Go through the material below and copy all lines with "styled".

──────────

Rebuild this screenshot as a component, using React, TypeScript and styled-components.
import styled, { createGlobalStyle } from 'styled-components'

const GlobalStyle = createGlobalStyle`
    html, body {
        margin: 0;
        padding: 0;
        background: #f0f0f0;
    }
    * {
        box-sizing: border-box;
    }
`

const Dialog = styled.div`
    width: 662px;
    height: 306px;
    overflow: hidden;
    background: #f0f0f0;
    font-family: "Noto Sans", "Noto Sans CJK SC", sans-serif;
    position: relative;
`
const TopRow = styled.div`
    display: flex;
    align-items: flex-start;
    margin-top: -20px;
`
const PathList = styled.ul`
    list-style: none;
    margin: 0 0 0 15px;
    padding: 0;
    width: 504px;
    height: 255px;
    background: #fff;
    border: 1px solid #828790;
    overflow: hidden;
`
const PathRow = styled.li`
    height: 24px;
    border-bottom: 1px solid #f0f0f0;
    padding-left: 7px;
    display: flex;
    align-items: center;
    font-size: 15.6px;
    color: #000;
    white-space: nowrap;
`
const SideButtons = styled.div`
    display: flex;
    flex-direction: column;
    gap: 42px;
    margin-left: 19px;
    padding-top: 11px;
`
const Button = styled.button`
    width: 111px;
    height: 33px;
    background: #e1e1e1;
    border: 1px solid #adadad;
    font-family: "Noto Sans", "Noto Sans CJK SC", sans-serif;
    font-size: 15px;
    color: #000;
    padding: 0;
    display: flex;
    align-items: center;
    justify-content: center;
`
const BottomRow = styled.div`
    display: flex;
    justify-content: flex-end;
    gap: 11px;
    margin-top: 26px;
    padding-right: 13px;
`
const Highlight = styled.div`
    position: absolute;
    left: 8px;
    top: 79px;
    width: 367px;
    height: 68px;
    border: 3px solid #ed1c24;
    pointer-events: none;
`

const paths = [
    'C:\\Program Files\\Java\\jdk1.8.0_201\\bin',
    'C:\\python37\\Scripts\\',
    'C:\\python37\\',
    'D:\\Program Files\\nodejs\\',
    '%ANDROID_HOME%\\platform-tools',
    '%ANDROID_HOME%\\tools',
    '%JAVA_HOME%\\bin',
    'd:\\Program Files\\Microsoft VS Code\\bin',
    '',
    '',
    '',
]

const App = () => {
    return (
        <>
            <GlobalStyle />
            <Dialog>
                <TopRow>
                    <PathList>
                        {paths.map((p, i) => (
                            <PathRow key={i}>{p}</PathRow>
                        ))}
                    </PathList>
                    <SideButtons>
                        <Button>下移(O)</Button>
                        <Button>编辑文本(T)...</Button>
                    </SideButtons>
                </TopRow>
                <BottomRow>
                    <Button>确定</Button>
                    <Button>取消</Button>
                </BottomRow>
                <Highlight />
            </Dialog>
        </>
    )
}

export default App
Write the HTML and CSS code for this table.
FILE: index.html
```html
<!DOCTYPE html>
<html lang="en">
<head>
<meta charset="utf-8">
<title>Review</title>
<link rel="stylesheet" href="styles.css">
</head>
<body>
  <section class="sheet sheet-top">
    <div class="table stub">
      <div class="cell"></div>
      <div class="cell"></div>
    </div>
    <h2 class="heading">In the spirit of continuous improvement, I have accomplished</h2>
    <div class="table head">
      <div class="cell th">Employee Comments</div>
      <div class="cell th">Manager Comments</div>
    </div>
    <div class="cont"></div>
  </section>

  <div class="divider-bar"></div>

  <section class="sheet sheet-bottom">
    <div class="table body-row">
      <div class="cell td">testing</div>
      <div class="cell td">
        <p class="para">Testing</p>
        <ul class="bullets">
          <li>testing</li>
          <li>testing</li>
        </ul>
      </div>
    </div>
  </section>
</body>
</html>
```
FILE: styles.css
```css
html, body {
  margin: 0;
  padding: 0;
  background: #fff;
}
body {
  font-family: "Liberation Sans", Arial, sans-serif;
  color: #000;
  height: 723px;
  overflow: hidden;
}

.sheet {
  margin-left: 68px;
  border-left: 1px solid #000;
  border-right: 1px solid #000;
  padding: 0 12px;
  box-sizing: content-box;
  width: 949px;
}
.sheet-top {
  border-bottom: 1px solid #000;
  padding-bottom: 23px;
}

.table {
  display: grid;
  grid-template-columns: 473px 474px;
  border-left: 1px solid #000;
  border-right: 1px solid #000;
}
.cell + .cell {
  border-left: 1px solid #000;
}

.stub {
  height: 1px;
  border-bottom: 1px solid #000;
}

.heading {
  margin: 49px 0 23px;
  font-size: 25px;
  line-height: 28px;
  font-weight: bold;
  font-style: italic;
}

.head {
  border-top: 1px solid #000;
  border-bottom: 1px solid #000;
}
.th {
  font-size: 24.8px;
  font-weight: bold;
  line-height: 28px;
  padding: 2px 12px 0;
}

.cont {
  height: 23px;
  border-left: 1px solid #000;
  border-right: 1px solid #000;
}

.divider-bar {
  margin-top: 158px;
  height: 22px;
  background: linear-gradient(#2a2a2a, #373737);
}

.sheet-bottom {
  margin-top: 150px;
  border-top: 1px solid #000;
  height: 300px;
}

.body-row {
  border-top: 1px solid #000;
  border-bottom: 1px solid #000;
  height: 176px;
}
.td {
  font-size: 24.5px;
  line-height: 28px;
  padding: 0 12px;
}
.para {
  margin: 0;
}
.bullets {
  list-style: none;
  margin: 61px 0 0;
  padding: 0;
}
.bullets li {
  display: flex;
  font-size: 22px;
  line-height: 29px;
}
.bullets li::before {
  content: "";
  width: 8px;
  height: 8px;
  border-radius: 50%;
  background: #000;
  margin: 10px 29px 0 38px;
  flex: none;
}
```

──────────

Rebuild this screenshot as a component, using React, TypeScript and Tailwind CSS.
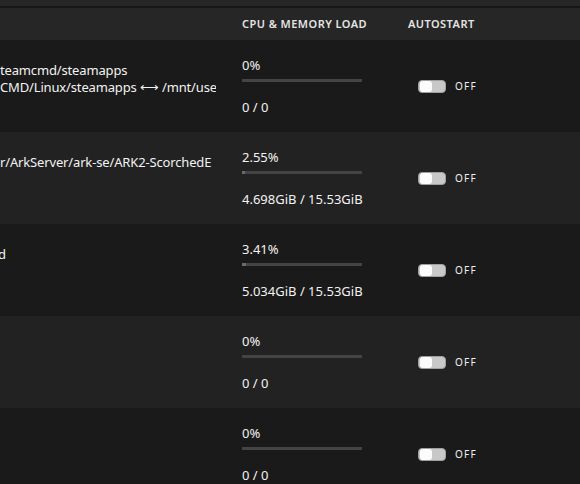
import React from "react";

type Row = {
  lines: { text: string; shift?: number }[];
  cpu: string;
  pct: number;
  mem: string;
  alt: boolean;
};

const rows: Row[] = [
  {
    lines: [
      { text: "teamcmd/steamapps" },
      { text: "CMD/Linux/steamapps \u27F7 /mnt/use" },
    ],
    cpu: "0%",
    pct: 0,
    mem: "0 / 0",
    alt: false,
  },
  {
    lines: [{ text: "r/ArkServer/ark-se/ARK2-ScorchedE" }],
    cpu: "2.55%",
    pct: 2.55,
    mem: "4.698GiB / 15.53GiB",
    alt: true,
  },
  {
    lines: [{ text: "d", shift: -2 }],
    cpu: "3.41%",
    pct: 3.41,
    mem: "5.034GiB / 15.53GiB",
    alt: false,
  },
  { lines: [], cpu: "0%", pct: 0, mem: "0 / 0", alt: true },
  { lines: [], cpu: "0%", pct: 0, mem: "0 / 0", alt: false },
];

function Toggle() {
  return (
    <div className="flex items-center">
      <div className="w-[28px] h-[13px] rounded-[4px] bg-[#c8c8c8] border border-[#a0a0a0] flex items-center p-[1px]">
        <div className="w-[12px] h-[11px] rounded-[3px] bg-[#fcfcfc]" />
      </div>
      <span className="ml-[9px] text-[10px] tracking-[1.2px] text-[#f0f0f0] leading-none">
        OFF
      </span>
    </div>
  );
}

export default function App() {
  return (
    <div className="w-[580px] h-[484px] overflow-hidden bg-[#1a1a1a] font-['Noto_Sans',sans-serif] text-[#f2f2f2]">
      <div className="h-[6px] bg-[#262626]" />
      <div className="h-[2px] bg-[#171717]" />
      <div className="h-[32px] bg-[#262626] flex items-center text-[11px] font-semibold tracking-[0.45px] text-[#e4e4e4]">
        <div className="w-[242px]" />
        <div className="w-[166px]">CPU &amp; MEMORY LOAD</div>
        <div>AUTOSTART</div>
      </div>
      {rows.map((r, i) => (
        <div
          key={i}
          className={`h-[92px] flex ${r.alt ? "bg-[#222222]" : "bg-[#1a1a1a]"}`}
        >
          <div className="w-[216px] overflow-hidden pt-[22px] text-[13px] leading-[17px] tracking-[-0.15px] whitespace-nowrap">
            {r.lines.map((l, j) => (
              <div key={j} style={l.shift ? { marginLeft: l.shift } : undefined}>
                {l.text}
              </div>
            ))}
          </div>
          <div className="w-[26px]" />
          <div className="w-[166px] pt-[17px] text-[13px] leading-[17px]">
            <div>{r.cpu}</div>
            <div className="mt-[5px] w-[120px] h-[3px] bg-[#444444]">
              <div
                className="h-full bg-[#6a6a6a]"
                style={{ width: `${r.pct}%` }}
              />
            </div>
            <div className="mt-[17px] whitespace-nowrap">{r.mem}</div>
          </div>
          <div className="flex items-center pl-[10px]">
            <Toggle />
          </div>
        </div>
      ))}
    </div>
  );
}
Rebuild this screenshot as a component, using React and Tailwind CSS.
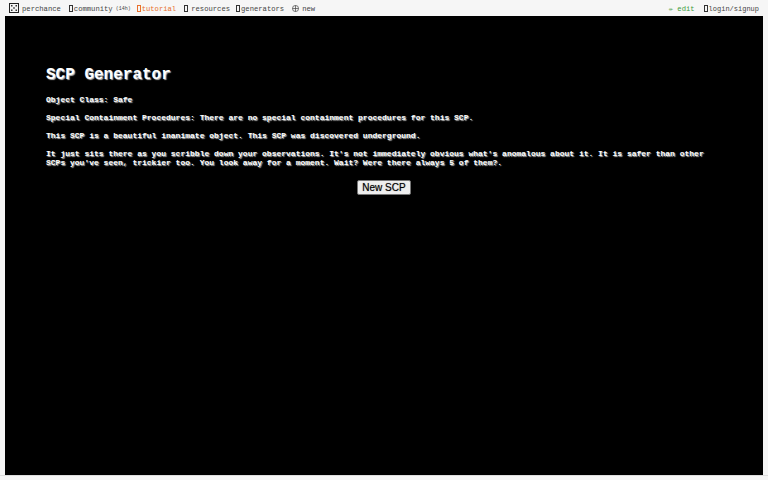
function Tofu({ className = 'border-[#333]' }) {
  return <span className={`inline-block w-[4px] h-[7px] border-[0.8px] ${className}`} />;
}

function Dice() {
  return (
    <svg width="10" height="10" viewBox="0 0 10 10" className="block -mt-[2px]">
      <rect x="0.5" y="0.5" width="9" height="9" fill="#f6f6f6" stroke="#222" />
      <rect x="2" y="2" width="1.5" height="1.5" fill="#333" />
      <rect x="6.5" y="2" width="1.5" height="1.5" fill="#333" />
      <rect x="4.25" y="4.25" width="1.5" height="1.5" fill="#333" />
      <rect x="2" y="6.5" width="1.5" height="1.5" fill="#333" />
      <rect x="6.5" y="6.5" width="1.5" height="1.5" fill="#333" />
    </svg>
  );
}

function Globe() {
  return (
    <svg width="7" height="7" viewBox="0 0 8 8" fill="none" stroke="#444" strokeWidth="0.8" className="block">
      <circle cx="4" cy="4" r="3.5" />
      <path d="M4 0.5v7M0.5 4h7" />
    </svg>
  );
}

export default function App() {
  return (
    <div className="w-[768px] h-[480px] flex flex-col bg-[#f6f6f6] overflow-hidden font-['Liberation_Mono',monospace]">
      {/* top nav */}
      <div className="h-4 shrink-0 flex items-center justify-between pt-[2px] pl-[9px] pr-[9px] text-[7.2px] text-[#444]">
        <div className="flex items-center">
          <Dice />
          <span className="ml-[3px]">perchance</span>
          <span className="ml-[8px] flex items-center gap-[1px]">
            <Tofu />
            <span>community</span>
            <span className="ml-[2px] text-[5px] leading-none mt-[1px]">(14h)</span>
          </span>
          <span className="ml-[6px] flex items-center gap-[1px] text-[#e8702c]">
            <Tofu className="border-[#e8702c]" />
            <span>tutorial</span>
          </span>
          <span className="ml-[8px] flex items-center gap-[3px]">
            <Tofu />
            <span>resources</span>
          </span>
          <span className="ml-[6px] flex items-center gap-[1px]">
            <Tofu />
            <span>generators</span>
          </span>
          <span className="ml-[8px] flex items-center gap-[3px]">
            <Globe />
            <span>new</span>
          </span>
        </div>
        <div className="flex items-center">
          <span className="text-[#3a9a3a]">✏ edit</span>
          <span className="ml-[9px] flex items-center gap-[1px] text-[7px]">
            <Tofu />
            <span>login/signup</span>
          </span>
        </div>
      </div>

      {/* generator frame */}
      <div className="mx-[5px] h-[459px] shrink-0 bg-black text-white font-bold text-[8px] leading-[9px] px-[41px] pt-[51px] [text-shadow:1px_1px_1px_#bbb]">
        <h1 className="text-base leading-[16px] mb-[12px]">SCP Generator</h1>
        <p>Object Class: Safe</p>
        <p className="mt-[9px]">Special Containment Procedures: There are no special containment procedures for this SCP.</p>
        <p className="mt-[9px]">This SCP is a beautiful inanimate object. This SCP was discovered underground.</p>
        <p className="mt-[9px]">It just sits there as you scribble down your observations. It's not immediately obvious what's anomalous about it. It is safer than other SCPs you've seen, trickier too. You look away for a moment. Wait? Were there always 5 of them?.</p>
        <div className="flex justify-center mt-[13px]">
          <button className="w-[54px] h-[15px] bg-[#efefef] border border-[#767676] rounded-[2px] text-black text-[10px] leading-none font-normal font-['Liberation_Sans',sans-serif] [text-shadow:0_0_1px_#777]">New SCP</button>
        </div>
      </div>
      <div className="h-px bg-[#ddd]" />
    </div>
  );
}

──────────

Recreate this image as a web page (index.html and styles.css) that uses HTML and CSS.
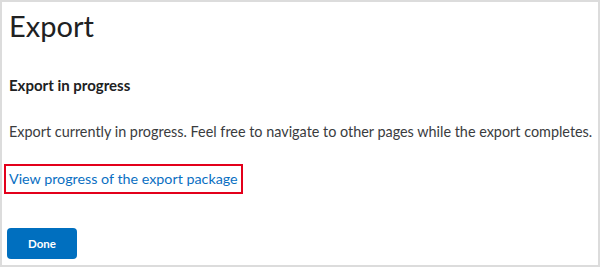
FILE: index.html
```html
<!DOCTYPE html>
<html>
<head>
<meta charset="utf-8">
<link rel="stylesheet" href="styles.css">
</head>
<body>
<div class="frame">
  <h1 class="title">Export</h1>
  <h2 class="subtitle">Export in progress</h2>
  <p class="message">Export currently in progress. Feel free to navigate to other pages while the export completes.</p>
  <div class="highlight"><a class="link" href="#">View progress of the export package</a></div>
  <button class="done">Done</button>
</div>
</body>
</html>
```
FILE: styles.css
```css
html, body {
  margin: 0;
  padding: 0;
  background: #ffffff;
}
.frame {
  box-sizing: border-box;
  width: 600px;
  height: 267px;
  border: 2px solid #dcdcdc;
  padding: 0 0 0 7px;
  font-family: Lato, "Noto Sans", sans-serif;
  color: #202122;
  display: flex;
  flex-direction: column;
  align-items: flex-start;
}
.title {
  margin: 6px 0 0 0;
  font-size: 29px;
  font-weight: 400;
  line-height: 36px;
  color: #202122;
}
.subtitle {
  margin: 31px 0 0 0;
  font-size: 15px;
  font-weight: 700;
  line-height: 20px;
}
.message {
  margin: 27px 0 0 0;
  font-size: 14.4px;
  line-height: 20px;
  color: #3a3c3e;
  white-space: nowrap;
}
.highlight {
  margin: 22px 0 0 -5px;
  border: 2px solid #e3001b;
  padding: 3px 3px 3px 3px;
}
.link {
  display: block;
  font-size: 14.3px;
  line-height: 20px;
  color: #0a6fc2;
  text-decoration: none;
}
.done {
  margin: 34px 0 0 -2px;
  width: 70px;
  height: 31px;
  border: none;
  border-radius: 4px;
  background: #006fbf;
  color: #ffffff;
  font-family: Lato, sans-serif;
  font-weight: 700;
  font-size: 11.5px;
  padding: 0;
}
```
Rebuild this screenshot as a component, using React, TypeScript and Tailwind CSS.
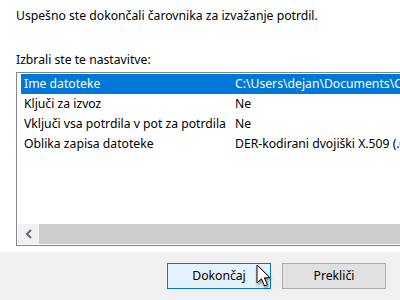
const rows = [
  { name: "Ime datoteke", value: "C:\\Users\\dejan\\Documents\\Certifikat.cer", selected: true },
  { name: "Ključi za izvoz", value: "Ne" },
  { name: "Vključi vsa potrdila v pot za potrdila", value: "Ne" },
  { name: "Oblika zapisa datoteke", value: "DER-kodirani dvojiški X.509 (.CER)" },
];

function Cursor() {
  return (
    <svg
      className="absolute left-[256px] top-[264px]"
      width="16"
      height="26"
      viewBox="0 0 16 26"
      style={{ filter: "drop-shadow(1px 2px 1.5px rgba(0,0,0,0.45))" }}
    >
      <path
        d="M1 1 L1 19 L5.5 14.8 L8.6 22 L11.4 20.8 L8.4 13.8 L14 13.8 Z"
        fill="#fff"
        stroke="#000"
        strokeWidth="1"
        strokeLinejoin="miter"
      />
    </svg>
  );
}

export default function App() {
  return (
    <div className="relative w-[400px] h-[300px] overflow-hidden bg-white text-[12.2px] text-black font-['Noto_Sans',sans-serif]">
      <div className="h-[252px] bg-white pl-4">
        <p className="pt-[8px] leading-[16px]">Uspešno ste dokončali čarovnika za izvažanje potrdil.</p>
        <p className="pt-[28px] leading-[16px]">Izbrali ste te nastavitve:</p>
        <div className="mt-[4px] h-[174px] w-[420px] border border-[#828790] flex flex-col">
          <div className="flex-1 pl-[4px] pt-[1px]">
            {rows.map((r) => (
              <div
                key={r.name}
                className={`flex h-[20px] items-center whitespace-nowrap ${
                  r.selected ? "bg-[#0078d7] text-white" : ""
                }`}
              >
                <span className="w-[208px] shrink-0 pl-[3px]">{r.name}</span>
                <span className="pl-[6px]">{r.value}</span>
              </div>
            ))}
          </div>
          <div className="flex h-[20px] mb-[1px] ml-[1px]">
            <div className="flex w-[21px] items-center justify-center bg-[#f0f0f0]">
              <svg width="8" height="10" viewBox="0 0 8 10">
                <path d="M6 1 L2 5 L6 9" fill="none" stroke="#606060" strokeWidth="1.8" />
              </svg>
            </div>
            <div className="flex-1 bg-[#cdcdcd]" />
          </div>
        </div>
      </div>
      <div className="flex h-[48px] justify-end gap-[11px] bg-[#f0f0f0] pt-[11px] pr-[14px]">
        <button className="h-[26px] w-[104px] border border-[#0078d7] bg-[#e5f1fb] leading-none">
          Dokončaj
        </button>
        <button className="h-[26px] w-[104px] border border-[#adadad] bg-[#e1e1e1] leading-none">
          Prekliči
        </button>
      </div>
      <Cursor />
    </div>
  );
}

──────────

> Response to the exercise
Rebuild this screenshot as a component, using React, TypeScript and styled-components.
import styled, { createGlobalStyle } from 'styled-components'
const Dialog = styled.div`
const TopRow = styled.div`
const PathList = styled.ul`
const PathRow = styled.li`
const SideButtons = styled.div`
const Button = styled.button`
const BottomRow = styled.div`
const Highlight = styled.div`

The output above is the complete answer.